The period before 1922 was when the railways had the biggest share of the market with regard to traffic movement. They were a virtual monopoly and as such, with the increasingly expanding economy, traffic continued to rise exponentially. Therefore the most pressing issue for managers was how the infrastructure would cope with this fact. Cost reduction, except in the Locomotive department (for which a whole paper could be written) was not an ongoing concern like on the LMS where they attempted over time to reduce costs of operations. Cost reduction in major affairs was simply a matter of the company instituting economy drives when profits dropped, like the special committees noted above, or the company securing the cheapest contractor when contracts were put out to tender.
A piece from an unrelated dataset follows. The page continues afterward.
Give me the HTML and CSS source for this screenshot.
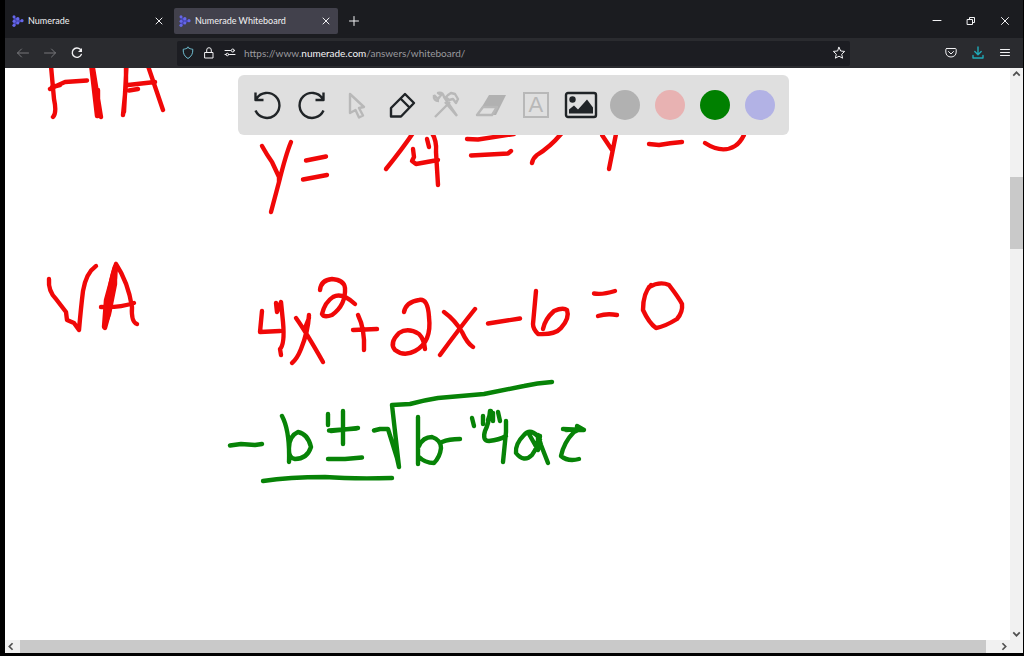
FILE: index.html
```html
<!DOCTYPE html>
<html lang="en">
<head>
<meta charset="utf-8">
<title>Numerade Whiteboard</title>
<link rel="stylesheet" href="styles.css">
</head>
<body>
<svg class="defs" aria-hidden="true">
  <symbol id="logo" viewBox="0 0 12 12">
    <path d="M1.500 1.500 5 3.500 10.500 6 5 9 1.500 11Z" fill="#4646b4"/>
    <g fill="#6566e8"><circle cx="2" cy="1.800" r="1.500"/><circle cx="2" cy="6.300" r="1.500"/><circle cx="2" cy="10.300" r="1.600"/><circle cx="5.800" cy="3.700" r="1.700"/><circle cx="5.800" cy="8" r="1.500"/><circle cx="10" cy="5.700" r="1.600"/></g>
  </symbol>
  <symbol id="cross" viewBox="0 0 10 10"><path d="m2 2 6 6M8 2 2 8"/></symbol>
</svg>
<div class="window">
  <header class="tabs">
    <div class="tab">
      <svg class="logo"><use href="#logo"/></svg>
      <span class="tab-title">Numerade</span>
      <button class="close" aria-label="Close tab"><svg class="line small"><use href="#cross"/></svg></button>
    </div>
    <div class="tab active">
      <svg class="logo"><use href="#logo"/></svg>
      <span class="tab-title">Numerade Whiteboard</span>
      <button class="close" aria-label="Close tab"><svg class="line small"><use href="#cross"/></svg></button>
    </div>
    <button class="new-tab" aria-label="New tab"><svg class="line" viewBox="0 0 14 14"><path d="M7 2.500v9M2.500 7h9"/></svg></button>
    <div class="window-controls">
      <button aria-label="Minimize"><svg class="line" viewBox="0 0 14 14"><path d="M3 6.500h8"/></svg></button>
      <button aria-label="Restore"><svg class="line" viewBox="0 0 14 14"><path d="M3.500 5.500h5v5h-5zM5.500 5V3.500h5v5H9"/></svg></button>
      <button aria-label="Close"><svg class="line" viewBox="0 0 14 14"><path d="m3.500 3.500 7 7m0-7-7 7"/></svg></button>
    </div>
  </header>
  <nav class="nav">
    <div class="history">
      <button class="dim" aria-label="Back"><svg class="line" viewBox="0 0 14 14"><path d="M12.500 7h-11M5.500 3 1.500 7l4 4"/></svg></button>
      <button class="dim" aria-label="Forward"><svg class="line" viewBox="0 0 14 14"><path d="M1.500 7h11m-4-4 4 4-4 4"/></svg></button>
      <button aria-label="Reload"><svg class="line bold" viewBox="0 0 14 14"><path d="M11.300 8.500a4.700 4.700 0 1 1-1-5.200"/><path d="M12 2v4H8z" fill="currentColor" stroke="none"/></svg></button>
    </div>
    <div class="address">
      <svg class="line shield" viewBox="0 0 14 14"><path d="M7 1.500c1.500 1.200 3 1.500 4.800 1.800C12 7.500 10.500 10.500 7 12.500 3.500 10.500 2 7.500 2.200 3.300 4 3 5.500 2.700 7 1.500Z"/></svg>
      <svg class="line" viewBox="0 0 14 14"><path d="M3 6.500h8v5.500H3zM4.700 6V4a2.300 2.300 0 0 1 4.600 0v2"/></svg>
      <svg class="line" viewBox="0 0 14 14"><path d="M2 4.500h5.500M6.500 8.500H12M2 8.500h1"/><circle cx="9.800" cy="4.500" r="1.500"/><circle cx="4.300" cy="8.500" r="1.300"/></svg>
      <a class="url" href="#board">https://www.<b>numerade.com</b>/answers/whiteboard/</a>
      <button class="star" aria-label="Bookmark"><svg class="line" viewBox="0 0 14 14"><path d="m7 1.300 1.700 3.700 4 .4-3 2.800.9 4L7 10.200l-3.600 2 .9-4-3-2.800 4-.4Z"/></svg></button>
    </div>
    <div class="actions">
      <button aria-label="Pocket"><svg class="line" viewBox="0 0 14 14"><path d="M2.800 2.500h8.400q1 0 1 1V6c0 3-2.200 5-5.200 5S1.800 9 1.800 6V3.500q0-1 1-1ZM4.500 5.500 7 8l2.500-2.500"/></svg></button>
      <button class="download" aria-label="Downloads"><svg class="line bold" viewBox="0 0 14 14"><path d="M7 1v7.500M3.800 5.500 7 8.700l3.200-3.200M2 9.500V12h10V9.500"/></svg></button>
      <button aria-label="Menu"><svg class="line" viewBox="0 0 14 14"><path d="M2.500 3.500h9M2.500 6.500h9M2.500 9.500h9"/></svg></button>
    </div>
  </nav>
  <main class="page">
    <section class="board" id="board">
      <svg class="ink" viewBox="5 68 1005 572" preserveAspectRatio="xMinYMin slice" role="img" aria-label="Handwritten equations">
        <g class="red">
          <path d="M51 66 54 99Q57 113 53 117M50 89Q58 85 65 82L87 80.500M52 87 60 85"/>
          <path d="M91 64 97 116M93 68 101 117M98 90v26"/>
          <path d="M126 64V84L123 115M126.500 66 124 112M148 66 163 110M128 85 155 82M129 90.500 138 89"/>
          <path d="M262 146Q267 155 272 162L279 177V182M291 142Q286 154 279 182L271 212M306 160.500 326 156.500M303 179.500 327 175"/>
          <path d="M413 133Q403 148 386 169M413 149 414 157 412 161 416 164 438 160M427 139 429 147M432 133Q437 141 436 152L438 185"/>
          <path d="M467 139 478 139.500 514 134M471 155.500 508 153.500 511 151M561 134Q550 147 537 155 533 158 532 163"/>
          <path d="M602 135 612 150M616 134 609 169M649 144 659 145Q670 143 682 142M705 143Q722 154 735 146 740 143 744 135"/>
          <path d="M49 279Q48 291 56 299L66 312 67 320 74 323 79 330Q81 307 83 291 86 273 96 266"/>
          <path d="M116 264Q109 281 105 328L108 317 115 278 116 264Q128 282 132 307 131 322 137 324M101 307Q119 308 134 303"/>
          <path fill="#f00808" d="M115 267 106 300 104 327 109 314 115 284Z"/>
          <path d="M262 311 260 332 280 331M276 303 277 312 281 302 283 322Q285 344 280 349L281 355M296 318Q306 332 323 362M309 315Q308 332 301 349 297 359 292 363M309 318 305 328"/>
          <path d="M320 290Q321 280 332 279 344 280 345 288 346 305 332 315 324 318 322 314 325 302 333 297 342 292 355 304M358 315Q365 329 364 350M353 330 377 329"/>
          <path d="M404 312Q406 302 419 300 428 298 429 317 432 342 415 351 404 357 395 350 389 343 399 333 408 327 419 334 424 339 425 349"/>
          <path d="M444 312Q455 320 462 332 467 343 473 347M475 309Q459 329 440 355M488 323.500 520 318.500"/>
          <path d="M536 291 533 324Q533 329 538 334 555 335 561 328 570 318 567 310 563 307 554 311 545 319 543 329M594 293.500Q602 295 615 291M598 316Q607 313 617 315"/>
          <path d="M649 287Q660 281 669 285 679 298 682 304 683 312 677 319 664 327 656 328 649 323 643 310 643 293 651 285"/>
        </g>
        <g class="green">
          <path d="M230 445.500 241 444 255 445 262 444M282 416Q290 431 289 462M289 448Q289 436 298 432 308 434 311 447 307 459 295 459 289 458 289 451"/>
          <path d="M328 414V425M343 411V444M329 430.500 357 428.500M331 431 358 428M328 459 345 459 362 457.500M263 481Q289 477 325 477 352 479 392 478"/>
          <path d="M374 430.500 380 429 388 429 397 458 399 467 392 405 410 404Q425 400 438 398L484 394 524 386Q537 383 552 382"/>
          <path d="M418 417V464M419 446Q423 437 432 437 441 440 441 448 440 457 434 463 425 463 419 457M442 442Q449 439 460 439"/>
          <path d="M472 418 474 426M483 416V424M498 412 500 421M491 411 488 420M493 413V421M490 411Q489 423 485 431 482 441 489 441 499 440 506 436M506 421V432L503 462"/>
          <path d="M540 439Q531 427 524 435 515 444 516 453 524 463 532 455 539 446 538 435L541 445 548 463M529 434 538 450 540 436M563 429 584 430 577 426M566 430 580 429 574 432Q564 442 561 456 568 462 579 459"/>
        </g>
      </svg>
      <div class="toolbar" role="toolbar" aria-label="Drawing tools">
        <button aria-label="Undo"><svg viewBox="0 0 30 30"><path d="M3.500 20.500A12.500 12.500 0 1 0 4.500 8.500M3.500 2.500v7.500h8"/></svg></button>
        <button aria-label="Redo"><svg viewBox="0 0 30 30"><path d="M26.500 20.500A12.500 12.500 0 1 1 25.500 8.500M26.500 2.500v7.500h-8"/></svg></button>
        <button class="off" aria-label="Select"><svg viewBox="0 0 30 30"><path d="M8 4 22 17 17 18 21 25.500 17 27.500 13.500 20 8 23Z"/></svg></button>
        <button aria-label="Pen"><svg viewBox="0 0 30 30"><path d="M4 26.500V18L18 4 27 13 14 26.500ZM13.500 8.500 22 17"/></svg></button>
        <button class="off" aria-label="Tools"><svg viewBox="0 0 30 30"><path d="m4 27 10-10M14 12l12 14M3 5l4 4 3-4-3-2q5-1 6 4l13 19M3 5q-1 6 5 6M17 5l3-2 4 1 3 5-2 4-3-4-4 1-3-3ZM14 17l5-5"/></svg></button>
        <button class="off" aria-label="Eraser"><svg class="wide" viewBox="0 0 34 30"><path d="M15 5h17L22 25H3Z" fill="#b1b1b1" stroke="none"/><path d="M9 17h14l-5 8H3Z" fill="#dfdfdf"/></svg></button>
        <button class="off text-tool" aria-label="Text"><span class="letter">A</span></button>
        <button aria-label="Image"><svg class="wide" viewBox="0 0 34 30"><rect x="2" y="3" width="30" height="24" rx="2"/><circle cx="8.500" cy="9.500" r="3.200" fill="#202427" stroke="none"/><path d="M5 23.500v-4l5-4 4 4 9-10 6 8v6Z" fill="#202427" stroke="none"/></svg></button>
        <button class="swatch gray" aria-label="Gray"></button>
        <button class="swatch pink" aria-label="Pink"></button>
        <button class="swatch leaf" aria-label="Green"></button>
        <button class="swatch lilac" aria-label="Lilac"></button>
      </div>
    </section>
    <div class="scroll vertical" aria-hidden="true">
      <svg viewBox="0 0 12 12"><path d="m3 7 3-3 3 3"/></svg>
      <div class="track"><div class="thumb"></div></div>
      <svg viewBox="0 0 12 12"><path d="m3 5 3 3 3-3"/></svg>
    </div>
    <div class="scroll horizontal" aria-hidden="true">
      <svg viewBox="0 0 12 12"><path d="M7 3 4 6l3 3"/></svg>
      <div class="track"><div class="thumb"></div></div>
      <svg viewBox="0 0 12 12"><path d="m5 3 3 3-3 3"/></svg>
    </div>
    <div class="corner"></div>
  </main>
</div>
</body>
</html>
```
FILE: styles.css
```css
* { box-sizing: border-box; }
body { margin: 0; background: #000; font: 9px/14px Lato, "Open Sans", sans-serif; color: #f2f2f4; }
button { border: 0; padding: 0; background: none; color: inherit; font: inherit; display: flex; align-items: center; justify-content: center; }
svg { display: block; flex: none; }
.defs { position: absolute; width: 0; height: 0; }
.window { height: 100vh; padding: 0 1px 3px 5px; display: flex; flex-direction: column; }

.line { width: 14px; height: 14px; fill: none; stroke: currentColor; stroke-width: 1; stroke-linecap: round; stroke-linejoin: round; }
.line.small { width: 10px; height: 10px; }
.line.bold { stroke-width: 1.4; }

.tabs { display: flex; flex: none; height: 38px; padding: 8px 11px 4px 2px; background: #1b1c20; align-items: stretch; }
.tab { display: flex; align-items: center; width: 164px; margin-right: 3px; padding: 0 7px 0 5px; border-radius: 2px; }
.tab.active { background: #42414c; }
.logo { width: 12px; height: 12px; margin-right: 4px; }
.tab-title { flex: 1; white-space: nowrap; }
.close { width: 10px; }
.new-tab { width: 26px; }
.window-controls { display: flex; gap: 20px; margin-left: auto; }

.nav { display: flex; flex: none; align-items: center; height: 30px; padding: 0 11px; background: #2a2b2f; }
.history { display: flex; width: 161px; gap: 13px; }
.dim { color: #76777b; }
.address { flex: 1; display: flex; align-items: center; gap: 7px; height: 25px; padding: 0 4px; background: #1c1d22; border-radius: 2px; }
.shield { stroke: #70bfd2; }
.url { color: #9a9a9f; text-decoration: none; font-size: 10px; }
.url b { color: #f5f5f7; font-weight: 400; }
.star { margin-left: auto; }
.actions { display: flex; gap: 13px; margin-left: 94px; }
.download { color: #20aab8; }

.page { flex: 1; min-height: 0; display: grid; grid-template: minmax(0, 1fr) 13px / minmax(0, 1fr) 13px; background: #fff; }
.board { position: relative; overflow: hidden; }
.ink { width: 100%; height: 100%; }
.ink g { fill: none; stroke-width: 4.4; stroke-linecap: round; stroke-linejoin: round; }
.red { stroke: #f00808; }
.green { stroke: #078307; }

.toolbar { position: absolute; top: 7px; left: 12px; right: 0; width: 551px; max-width: 100%; margin: 0 auto; height: 60px; padding: 0 7px; display: grid; grid-template-columns: repeat(12, 1fr); align-items: center; justify-items: center; background: #dfdfdf; border-radius: 6px; color: #202427; }
.toolbar svg { width: 30px; height: 30px; fill: none; stroke: currentColor; stroke-width: 2.4; stroke-linejoin: round; }
.toolbar .wide { width: 34px; }
.toolbar .off { color: #b8b8b8; }
.letter { width: 26px; height: 26px; border: 2px solid; font: 22px/22px "Liberation Sans", Arial, sans-serif; text-align: center; }
.swatch { width: 30px; height: 30px; border-radius: 50%; }
.gray { background: #b1b1b1; }
.pink { background: #e8b2b2; }
.leaf { background: #008000; }
.lilac { background: #b2b2e5; }

.scroll { display: flex; background: #f1f1f1; }
.scroll svg { width: 13px; height: 13px; fill: none; stroke: #505050; stroke-width: 1.6; }
.vertical { flex-direction: column; }
.track { flex: 1; min-width: 0; min-height: 0; }
.thumb { background: #c9c9c9; }
.vertical .track { padding-top: 96px; }
.vertical .thumb { height: 72px; }
.horizontal .track { padding: 0 11px 0 2px; }
.horizontal .thumb { height: 100%; }
.corner { background: #f1f1f1; }
```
Operational effectiveness was not assessed, and possibly this is because the expectation was that eventually any investment would be covered by the constantly rising revenues.

One last point, isn't it interesting that the LMS only started looking at its operational practices in detail when the company was under financial pressure, whereas the L&SWR, who never had the same strained and was graced with constantly rising traffic and revenue, never felt the need to assess how their operations worked in half as much detail. Of course I hope to develop my ideas further, and this has been a rushed effort at developing a theory, but I hope that I have made a good start. Oh, and thank you Roy for stimulating me.